* _WRITTEN INSTRUCTION_: Pictures do not belong in the copy. Write out exactly the lines from the one containing "Rebuild this screenshot" through the end of the data.

* _DATA EXTRACT_:
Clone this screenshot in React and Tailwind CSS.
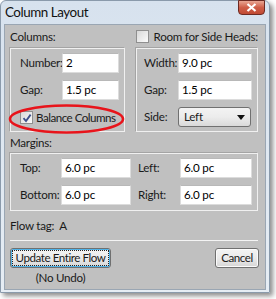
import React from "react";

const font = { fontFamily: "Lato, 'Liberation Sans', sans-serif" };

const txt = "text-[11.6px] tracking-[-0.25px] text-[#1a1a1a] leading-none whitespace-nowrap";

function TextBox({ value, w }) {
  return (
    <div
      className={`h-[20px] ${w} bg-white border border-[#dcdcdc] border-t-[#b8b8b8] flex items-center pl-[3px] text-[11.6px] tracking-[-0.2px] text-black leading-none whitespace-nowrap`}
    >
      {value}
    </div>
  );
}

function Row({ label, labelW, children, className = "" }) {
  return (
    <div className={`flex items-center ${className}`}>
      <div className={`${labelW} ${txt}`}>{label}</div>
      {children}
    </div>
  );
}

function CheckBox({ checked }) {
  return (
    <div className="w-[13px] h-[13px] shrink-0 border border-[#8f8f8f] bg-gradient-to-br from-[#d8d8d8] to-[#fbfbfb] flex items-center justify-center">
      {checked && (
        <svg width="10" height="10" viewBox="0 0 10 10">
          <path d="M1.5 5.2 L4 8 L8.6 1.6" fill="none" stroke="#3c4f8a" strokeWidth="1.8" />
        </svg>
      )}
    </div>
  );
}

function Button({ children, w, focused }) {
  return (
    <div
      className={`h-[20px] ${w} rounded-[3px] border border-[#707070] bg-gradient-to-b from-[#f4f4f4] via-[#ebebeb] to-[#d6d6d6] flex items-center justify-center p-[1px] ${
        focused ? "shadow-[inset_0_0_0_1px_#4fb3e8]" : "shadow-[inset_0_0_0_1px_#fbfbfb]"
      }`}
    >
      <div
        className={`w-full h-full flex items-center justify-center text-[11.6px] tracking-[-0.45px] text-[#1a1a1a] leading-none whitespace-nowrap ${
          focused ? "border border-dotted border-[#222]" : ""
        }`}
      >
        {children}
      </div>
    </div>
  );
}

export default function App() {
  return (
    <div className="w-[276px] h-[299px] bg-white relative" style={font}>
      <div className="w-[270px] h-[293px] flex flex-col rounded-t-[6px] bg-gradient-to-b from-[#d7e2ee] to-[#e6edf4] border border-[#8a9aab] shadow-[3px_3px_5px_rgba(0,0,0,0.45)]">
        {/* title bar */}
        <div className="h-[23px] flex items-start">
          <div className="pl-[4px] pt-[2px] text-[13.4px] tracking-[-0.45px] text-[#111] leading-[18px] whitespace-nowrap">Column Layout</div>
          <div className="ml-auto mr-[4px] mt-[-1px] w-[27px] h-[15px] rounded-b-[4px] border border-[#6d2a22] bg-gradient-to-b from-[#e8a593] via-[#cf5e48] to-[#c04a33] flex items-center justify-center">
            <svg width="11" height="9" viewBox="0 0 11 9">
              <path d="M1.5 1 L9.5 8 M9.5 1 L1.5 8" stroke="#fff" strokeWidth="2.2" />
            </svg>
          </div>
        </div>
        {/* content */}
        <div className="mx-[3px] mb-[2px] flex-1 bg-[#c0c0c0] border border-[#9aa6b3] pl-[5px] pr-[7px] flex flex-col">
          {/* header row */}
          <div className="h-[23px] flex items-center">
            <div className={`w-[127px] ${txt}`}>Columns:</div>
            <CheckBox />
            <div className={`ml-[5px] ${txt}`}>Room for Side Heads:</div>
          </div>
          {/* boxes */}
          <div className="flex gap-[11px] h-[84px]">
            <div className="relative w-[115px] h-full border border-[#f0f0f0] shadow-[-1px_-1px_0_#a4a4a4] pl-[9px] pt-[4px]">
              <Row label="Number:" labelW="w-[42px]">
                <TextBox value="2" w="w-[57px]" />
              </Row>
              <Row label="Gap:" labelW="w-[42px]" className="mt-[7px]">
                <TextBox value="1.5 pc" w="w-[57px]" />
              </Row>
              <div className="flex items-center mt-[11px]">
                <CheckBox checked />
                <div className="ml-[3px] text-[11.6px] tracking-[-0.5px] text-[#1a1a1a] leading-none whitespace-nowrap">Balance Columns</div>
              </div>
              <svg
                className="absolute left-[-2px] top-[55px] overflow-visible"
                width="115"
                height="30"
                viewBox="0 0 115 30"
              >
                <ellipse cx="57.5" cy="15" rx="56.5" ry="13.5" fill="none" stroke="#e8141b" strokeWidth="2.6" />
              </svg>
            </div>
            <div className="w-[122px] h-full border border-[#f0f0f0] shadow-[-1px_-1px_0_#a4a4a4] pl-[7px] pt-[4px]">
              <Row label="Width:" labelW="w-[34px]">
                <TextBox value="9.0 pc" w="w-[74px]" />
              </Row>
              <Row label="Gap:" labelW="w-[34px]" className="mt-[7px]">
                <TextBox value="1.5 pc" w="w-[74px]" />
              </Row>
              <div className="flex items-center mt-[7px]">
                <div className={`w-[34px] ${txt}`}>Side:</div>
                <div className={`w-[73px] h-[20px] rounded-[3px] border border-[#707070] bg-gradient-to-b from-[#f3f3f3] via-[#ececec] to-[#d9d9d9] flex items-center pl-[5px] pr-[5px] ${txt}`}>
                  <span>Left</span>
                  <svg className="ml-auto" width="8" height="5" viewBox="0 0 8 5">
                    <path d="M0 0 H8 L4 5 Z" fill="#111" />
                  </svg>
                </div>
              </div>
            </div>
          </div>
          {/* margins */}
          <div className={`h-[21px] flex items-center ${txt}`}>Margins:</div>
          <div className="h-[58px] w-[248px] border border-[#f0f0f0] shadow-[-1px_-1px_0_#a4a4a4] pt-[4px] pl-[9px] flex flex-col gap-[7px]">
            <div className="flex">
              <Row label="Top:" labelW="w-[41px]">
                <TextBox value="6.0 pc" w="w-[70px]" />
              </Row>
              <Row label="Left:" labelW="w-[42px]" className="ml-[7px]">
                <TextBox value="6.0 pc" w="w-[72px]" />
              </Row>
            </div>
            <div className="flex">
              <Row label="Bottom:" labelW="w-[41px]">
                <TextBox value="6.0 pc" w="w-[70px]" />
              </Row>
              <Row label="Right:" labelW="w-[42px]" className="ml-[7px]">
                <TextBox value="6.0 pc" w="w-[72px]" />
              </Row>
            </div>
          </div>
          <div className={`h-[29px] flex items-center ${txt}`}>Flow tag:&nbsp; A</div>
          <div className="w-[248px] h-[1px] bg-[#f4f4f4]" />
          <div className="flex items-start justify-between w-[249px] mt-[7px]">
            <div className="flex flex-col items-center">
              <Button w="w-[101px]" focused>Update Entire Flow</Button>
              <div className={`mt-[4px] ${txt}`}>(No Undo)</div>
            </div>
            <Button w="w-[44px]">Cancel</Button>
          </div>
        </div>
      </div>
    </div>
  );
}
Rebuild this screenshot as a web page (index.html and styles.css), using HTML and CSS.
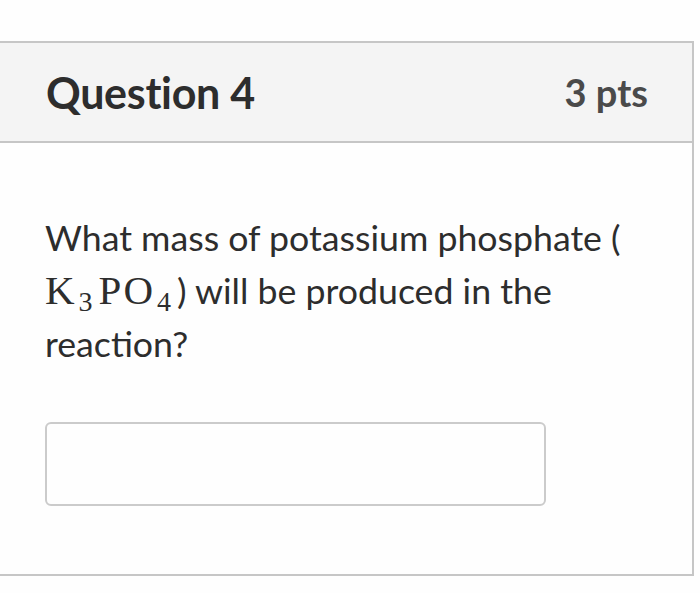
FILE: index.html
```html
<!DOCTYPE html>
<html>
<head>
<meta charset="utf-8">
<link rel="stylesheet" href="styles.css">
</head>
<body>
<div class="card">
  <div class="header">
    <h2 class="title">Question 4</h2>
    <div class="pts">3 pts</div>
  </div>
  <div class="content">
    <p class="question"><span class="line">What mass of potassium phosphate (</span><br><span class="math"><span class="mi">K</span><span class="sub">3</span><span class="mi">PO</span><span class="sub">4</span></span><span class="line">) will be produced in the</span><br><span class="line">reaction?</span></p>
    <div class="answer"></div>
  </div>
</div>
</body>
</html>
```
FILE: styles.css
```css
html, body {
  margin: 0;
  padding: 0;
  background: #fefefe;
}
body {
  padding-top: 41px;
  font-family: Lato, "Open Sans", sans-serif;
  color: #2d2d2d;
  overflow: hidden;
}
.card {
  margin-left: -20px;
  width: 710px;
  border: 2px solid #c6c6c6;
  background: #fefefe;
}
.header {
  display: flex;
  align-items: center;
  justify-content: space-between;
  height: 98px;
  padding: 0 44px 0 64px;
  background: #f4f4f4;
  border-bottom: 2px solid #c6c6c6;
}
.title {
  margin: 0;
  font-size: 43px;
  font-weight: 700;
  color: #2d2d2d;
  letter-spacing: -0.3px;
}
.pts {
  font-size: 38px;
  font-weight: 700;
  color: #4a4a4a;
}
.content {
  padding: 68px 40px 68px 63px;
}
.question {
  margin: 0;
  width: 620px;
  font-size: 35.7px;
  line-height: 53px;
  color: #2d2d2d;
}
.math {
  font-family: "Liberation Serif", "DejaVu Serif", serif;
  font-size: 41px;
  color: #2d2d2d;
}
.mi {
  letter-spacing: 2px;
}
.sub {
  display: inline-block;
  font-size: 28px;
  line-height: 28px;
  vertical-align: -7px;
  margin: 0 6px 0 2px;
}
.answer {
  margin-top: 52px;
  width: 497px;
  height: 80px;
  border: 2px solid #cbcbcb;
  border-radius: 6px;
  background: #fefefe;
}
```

* _COMPLETED EXERCISE_:
Rebuild this screenshot as a web page (index.html and styles.css), using HTML and CSS.
FILE: index.html
```html
<!DOCTYPE html>
<html>
<head>
<meta charset="utf-8">
<link rel="stylesheet" href="styles.css">
</head>
<body>
<div class="card">
  <div class="header">
    <h2 class="title">Question 4</h2>
    <div class="pts">3 pts</div>
  </div>
  <div class="content">
    <p class="question"><span class="line">What mass of potassium phosphate (</span><br><span class="math"><span class="mi">K</span><span class="sub">3</span><span class="mi">PO</span><span class="sub">4</span></span><span class="line">) will be produced in the</span><br><span class="line">reaction?</span></p>
    <div class="answer"></div>
  </div>
</div>
</body>
</html>
```
FILE: styles.css
```css
html, body {
  margin: 0;
  padding: 0;
  background: #fefefe;
}
body {
  padding-top: 41px;
  font-family: Lato, "Open Sans", sans-serif;
  color: #2d2d2d;
  overflow: hidden;
}
.card {
  margin-left: -20px;
  width: 710px;
  border: 2px solid #c6c6c6;
  background: #fefefe;
}
.header {
  display: flex;
  align-items: center;
  justify-content: space-between;
  height: 98px;
  padding: 0 44px 0 64px;
  background: #f4f4f4;
  border-bottom: 2px solid #c6c6c6;
}
.title {
  margin: 0;
  font-size: 43px;
  font-weight: 700;
  color: #2d2d2d;
  letter-spacing: -0.3px;
}
.pts {
  font-size: 38px;
  font-weight: 700;
  color: #4a4a4a;
}
.content {
  padding: 68px 40px 68px 63px;
}
.question {
  margin: 0;
  width: 620px;
  font-size: 35.7px;
  line-height: 53px;
  color: #2d2d2d;
}
.math {
  font-family: "Liberation Serif", "DejaVu Serif", serif;
  font-size: 41px;
  color: #2d2d2d;
}
.mi {
  letter-spacing: 2px;
}
.sub {
  display: inline-block;
  font-size: 28px;
  line-height: 28px;
  vertical-align: -7px;
  margin: 0 6px 0 2px;
}
.answer {
  margin-top: 52px;
  width: 497px;
  height: 80px;
  border: 2px solid #cbcbcb;
  border-radius: 6px;
  background: #fefefe;
}
```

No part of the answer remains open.